BEGIN Given records

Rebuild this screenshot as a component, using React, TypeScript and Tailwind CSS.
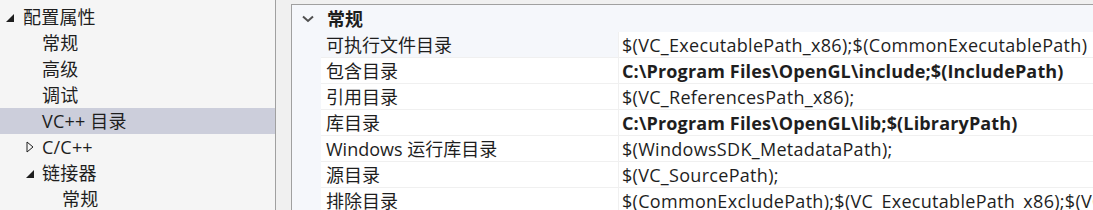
import React from "react";

const font = { fontFamily: '"Open Sans", "Noto Sans CJK SC", sans-serif' };

type TreeItem = { label: string; level: number; exp?: "open" | "closed"; selected?: boolean };

const tree: TreeItem[] = [
  { label: "配置属性", level: 0, exp: "open" },
  { label: "常规", level: 1 },
  { label: "高级", level: 1 },
  { label: "调试", level: 1 },
  { label: "VC++ 目录", level: 1, selected: true },
  { label: "C/C++", level: 1, exp: "closed" },
  { label: "链接器", level: 1, exp: "open" },
  { label: "常规", level: 2 },
];

const rows: { name: string; value: string; bold?: boolean }[] = [
  { name: "可执行文件目录", value: "$(VC_ExecutablePath_x86);$(CommonExecutablePath)" },
  { name: "包含目录", value: "C:\\Program Files\\OpenGL\\include;$(IncludePath)", bold: true },
  { name: "引用目录", value: "$(VC_ReferencesPath_x86);" },
  { name: "库目录", value: "C:\\Program Files\\OpenGL\\lib;$(LibraryPath)", bold: true },
  { name: "Windows 运行库目录", value: "$(WindowsSDK_MetadataPath);" },
  { name: "源目录", value: "$(VC_SourcePath);" },
  { name: "排除目录", value: "$(CommonExcludePath);$(VC_ExecutablePath_x86);$(VC_LibraryPath_x86)" },
];

function OpenTri() {
  return (
    <svg width="8" height="8" viewBox="0 0 8 8">
      <polygon points="8,0 8,8 0,8" fill="#1e1e1e" />
    </svg>
  );
}

function ClosedTri() {
  return (
    <svg width="8" height="12" viewBox="0 0 8 12">
      <polygon points="1,1 7,6 1,11" fill="none" stroke="#1e1e1e" strokeWidth="1" />
    </svg>
  );
}

export default function App() {
  return (
    <div className="w-[1093px] h-[210px] flex bg-[#f0f0f0] overflow-hidden text-[#1e1e1e]" style={font}>
      <div className="w-[276px] shrink-0 bg-[#f5f5f5] border-r border-[#a0a0a0] pt-[4px]">
        {tree.map((t, i) => {
          const triX = t.level === 0 ? "ml-[6px]" : "ml-[26px]";
          const textX = t.level === 0 ? "ml-[23px]" : t.level === 1 ? "ml-[42px]" : "ml-[62px]";
          return (
            <div
              key={i}
              className={`relative h-[26px] flex items-center text-[18px] ${t.selected ? "bg-[#cccedb]" : ""}`}
            >
              {t.exp && (
                <span className={`absolute left-0 top-0 h-full flex items-center ${triX} ${t.exp === "open" ? "pt-[2px]" : ""}`}>
                  {t.exp === "open" ? <OpenTri /> : <ClosedTri />}
                </span>
              )}
              <span className={`${textX} leading-none whitespace-nowrap tracking-[0.2px]`}>{t.label}</span>
            </div>
          );
        })}
      </div>
      <div className="flex-1 ml-[15px] mt-[4px] border-l border-t border-[#a0a0a0] bg-[#f5f7fb]">
        <div className="h-[27px] flex items-center">
          <span className="ml-[10px] w-[12px] flex items-center">
            <svg width="12" height="8" viewBox="0 0 12 8">
              <polyline points="1,1.5 6,6 11,1.5" fill="none" stroke="#505050" strokeWidth="2" />
            </svg>
          </span>
          <span className="ml-[13px] text-[18px] font-bold leading-none">常规</span>
        </div>
        {rows.map((r, i) => (
          <div key={i} className="h-[26px] flex">
            <div className={`ml-[29px] w-[298px] h-full flex items-center pl-[5px] border-b border-r border-[#f0f0f0] text-[18px] ${i === 0 ? "" : "bg-white"}`}>
              <span className="leading-none whitespace-nowrap">{r.name}</span>
            </div>
            <div className="flex-1 min-w-0 h-full bg-white flex items-center pl-[3px] border-b border-[#f0f0f0] overflow-hidden">
              <span className={`leading-none whitespace-nowrap text-[18px] ${r.bold ? "font-bold tracking-[0.15px]" : "tracking-[0.3px]"}`}>{r.value}</span>
            </div>
          </div>
        ))}
      </div>
    </div>
  );
}
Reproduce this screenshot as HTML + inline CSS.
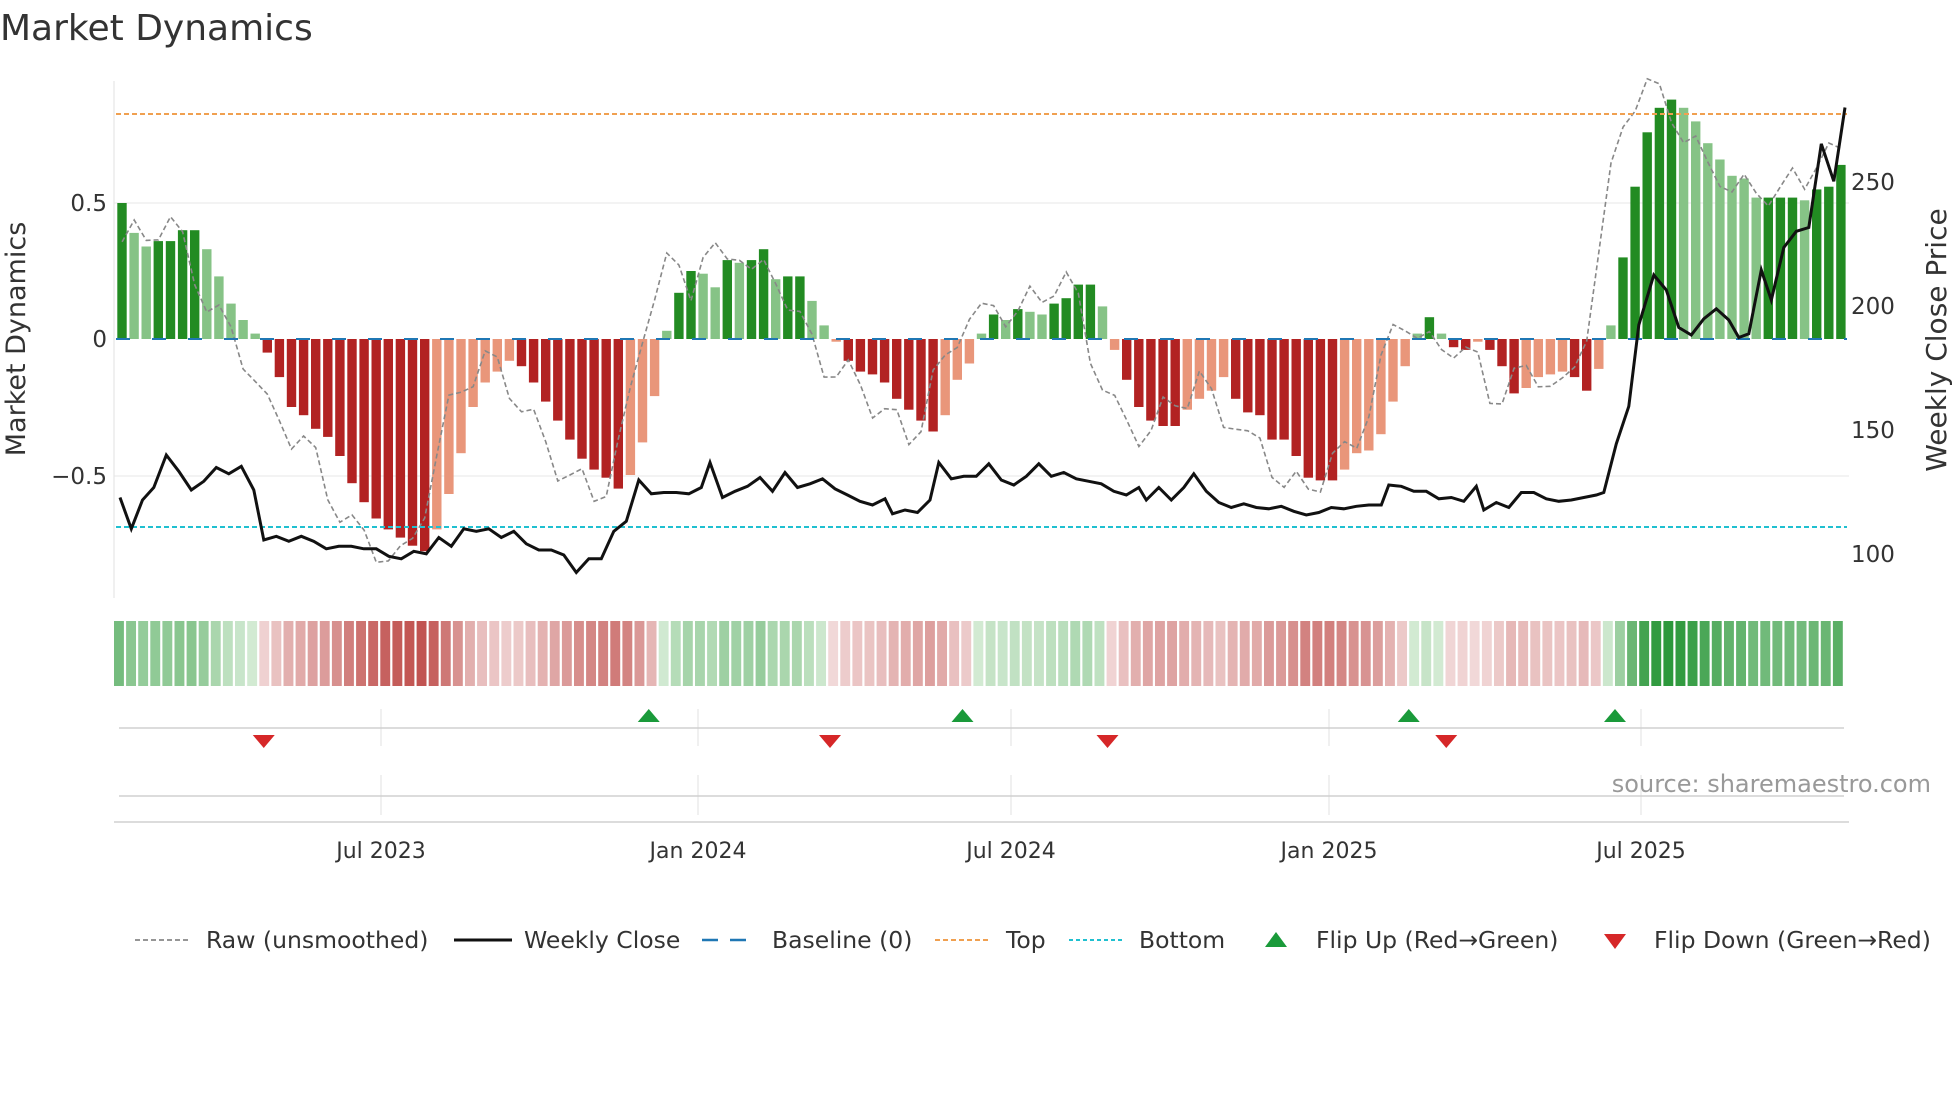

END Given records

Problem to work on. Copy every record above exactly, leaving out any pictures.

Output of the exercise.
Rebuild this screenshot as a component, using React, TypeScript and Tailwind CSS.
import React from "react";

const font = { fontFamily: '"Open Sans", "Noto Sans CJK SC", sans-serif' };

type TreeItem = { label: string; level: number; exp?: "open" | "closed"; selected?: boolean };

const tree: TreeItem[] = [
  { label: "配置属性", level: 0, exp: "open" },
  { label: "常规", level: 1 },
  { label: "高级", level: 1 },
  { label: "调试", level: 1 },
  { label: "VC++ 目录", level: 1, selected: true },
  { label: "C/C++", level: 1, exp: "closed" },
  { label: "链接器", level: 1, exp: "open" },
  { label: "常规", level: 2 },
];

const rows: { name: string; value: string; bold?: boolean }[] = [
  { name: "可执行文件目录", value: "$(VC_ExecutablePath_x86);$(CommonExecutablePath)" },
  { name: "包含目录", value: "C:\\Program Files\\OpenGL\\include;$(IncludePath)", bold: true },
  { name: "引用目录", value: "$(VC_ReferencesPath_x86);" },
  { name: "库目录", value: "C:\\Program Files\\OpenGL\\lib;$(LibraryPath)", bold: true },
  { name: "Windows 运行库目录", value: "$(WindowsSDK_MetadataPath);" },
  { name: "源目录", value: "$(VC_SourcePath);" },
  { name: "排除目录", value: "$(CommonExcludePath);$(VC_ExecutablePath_x86);$(VC_LibraryPath_x86)" },
];

function OpenTri() {
  return (
    <svg width="8" height="8" viewBox="0 0 8 8">
      <polygon points="8,0 8,8 0,8" fill="#1e1e1e" />
    </svg>
  );
}

function ClosedTri() {
  return (
    <svg width="8" height="12" viewBox="0 0 8 12">
      <polygon points="1,1 7,6 1,11" fill="none" stroke="#1e1e1e" strokeWidth="1" />
    </svg>
  );
}

export default function App() {
  return (
    <div className="w-[1093px] h-[210px] flex bg-[#f0f0f0] overflow-hidden text-[#1e1e1e]" style={font}>
      <div className="w-[276px] shrink-0 bg-[#f5f5f5] border-r border-[#a0a0a0] pt-[4px]">
        {tree.map((t, i) => {
          const triX = t.level === 0 ? "ml-[6px]" : "ml-[26px]";
          const textX = t.level === 0 ? "ml-[23px]" : t.level === 1 ? "ml-[42px]" : "ml-[62px]";
          return (
            <div
              key={i}
              className={`relative h-[26px] flex items-center text-[18px] ${t.selected ? "bg-[#cccedb]" : ""}`}
            >
              {t.exp && (
                <span className={`absolute left-0 top-0 h-full flex items-center ${triX} ${t.exp === "open" ? "pt-[2px]" : ""}`}>
                  {t.exp === "open" ? <OpenTri /> : <ClosedTri />}
                </span>
              )}
              <span className={`${textX} leading-none whitespace-nowrap tracking-[0.2px]`}>{t.label}</span>
            </div>
          );
        })}
      </div>
      <div className="flex-1 ml-[15px] mt-[4px] border-l border-t border-[#a0a0a0] bg-[#f5f7fb]">
        <div className="h-[27px] flex items-center">
          <span className="ml-[10px] w-[12px] flex items-center">
            <svg width="12" height="8" viewBox="0 0 12 8">
              <polyline points="1,1.5 6,6 11,1.5" fill="none" stroke="#505050" strokeWidth="2" />
            </svg>
          </span>
          <span className="ml-[13px] text-[18px] font-bold leading-none">常规</span>
        </div>
        {rows.map((r, i) => (
          <div key={i} className="h-[26px] flex">
            <div className={`ml-[29px] w-[298px] h-full flex items-center pl-[5px] border-b border-r border-[#f0f0f0] text-[18px] ${i === 0 ? "" : "bg-white"}`}>
              <span className="leading-none whitespace-nowrap">{r.name}</span>
            </div>
            <div className="flex-1 min-w-0 h-full bg-white flex items-center pl-[3px] border-b border-[#f0f0f0] overflow-hidden">
              <span className={`leading-none whitespace-nowrap text-[18px] ${r.bold ? "font-bold tracking-[0.15px]" : "tracking-[0.3px]"}`}>{r.value}</span>
            </div>
          </div>
        ))}
      </div>
    </div>
  );
}
Reproduce this screenshot as HTML + inline CSS.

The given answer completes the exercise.